Going “ballistic”

The same Greek root of ballistic gives us such words as ballet, devil, parliament, and symbol.

On July 4th, North Korea successfully tested its first ICBM, or intercontinental ballistic missile. As intercontinental leaders figure how what to do next, let’s go ballistic—etymologically, that is.

firstballista
A reconstructed ancient ballista, Latin source of the word ballistic. (Image from the Alexis Project, photo by Nick Watts).

An etymological “trajectory”

The abbreviation ICBM appears, unsurprisingly, during the Cold War. The Oxford English Dictionary (OED) first attests it in 1955, a few years before the Soviet Union successfully tested the first operational—and nuclear-armed—ones. The phrases ballistic rocket and ballistic missile are slightly older, according to the Barnhart Dictionary of Etymology, evidenced in 1949 and 1955, respectively.

To go ballistic—“to go out of control” or “become wildly angry”—is a figurative expression first found in 1981. The OED does cite an earlier, literal instance of go ballistic in 1966, used of a missile whose guidance system failed, resulting in an explosion. (I think this metaphor needs no further elaboration.)

In these instances, ballistic characterizes “projectiles,” an adjective in use since at least the 1760s and specifically concerned with firearms, hence forensic ballistics in police work. And ballistics— the “science of projectiles,” broadly—is indeed an older term, recorded as early as 1675.

Far-flung roots

Ballistics, modeled on the likes of economics, is based on the Latin ballista, an ancient cross-bow-like machine that hurled stones and other heavy objects. The term ballista, as a Latin loanword, is documented once in Old English and doesn’t reemerge until the 16th century, presumably re-borrowed.

Latin’s ballista is itself ultimately borrowed from the ancient Greek βαλλίζειν (ballizein), “to throw projectiles,” from βάλλειν (ballein), “to throw.” The noun βόλος (bolos), a “throwing,” is a related form. The English language definitely went ballistic, as it were, with these Greek roots: 

  • The Greek ballizein took on an extended sense of “to jump” or “throw the legs about,” which yielded ballare, or “dance,” in Latin. Via French, this verb ultimately provides a ball, as a “dancing party”; a ballad, originally a song that accompanied a dance; and ballet.
  • Devil comes from the Greek diabolos (diabolical), used to translate the Hebrew satan in ecclesiastical contexts. It’s from the verb diaballein, “to slander,” literally “to throw across.”
  • Palaver, parable, parabola, parley, parliament, and parlor all come from the Latin parabola, first “comparison” and then “explanatory illustration,” which evolved into various “speaking”-related verbs in the Romance language (cf., French parler).
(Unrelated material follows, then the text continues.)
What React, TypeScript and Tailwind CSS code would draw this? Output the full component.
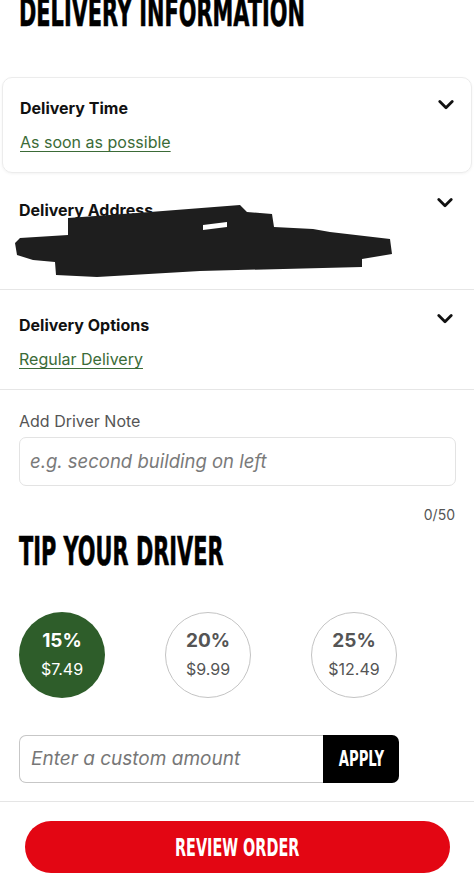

Latin’s parabola derives from the Greek parabole, literally a “throwing beside.”
  • Emblem is from ancient Greek roots literally meaning “throw into,” problem “throw forward,” and symbol “throw together.”
  • And the Ancient Greek metaballein, “change”—literally a kind of “throwing a change”— gives us metabolism. Anabolic (“throwing upward”) and catabolic (“throwing down”) are similar, Greek-derived constructions in science.

Etymological deterrence? 

Indo-European etymologists think Greek’s βάλλειν is rooted in the Proto-Indo-European *gwele-, which the American Heritage Dictionary of Indo-European Roots (AHD) explains as “throw, reach, with further meaning to pierce.” And down the Germanic branch of Proto-Indo-European, according to the AHD, the “piercing” sense of *gwele– ultimately yields the English kill and quail (“cower”)—which, in its own, uncanny etymological way, sounds like another way of saying mutually assured destruction.

If only etymology could intercept ICBMs. In the meantime, how about we just stop throwing things?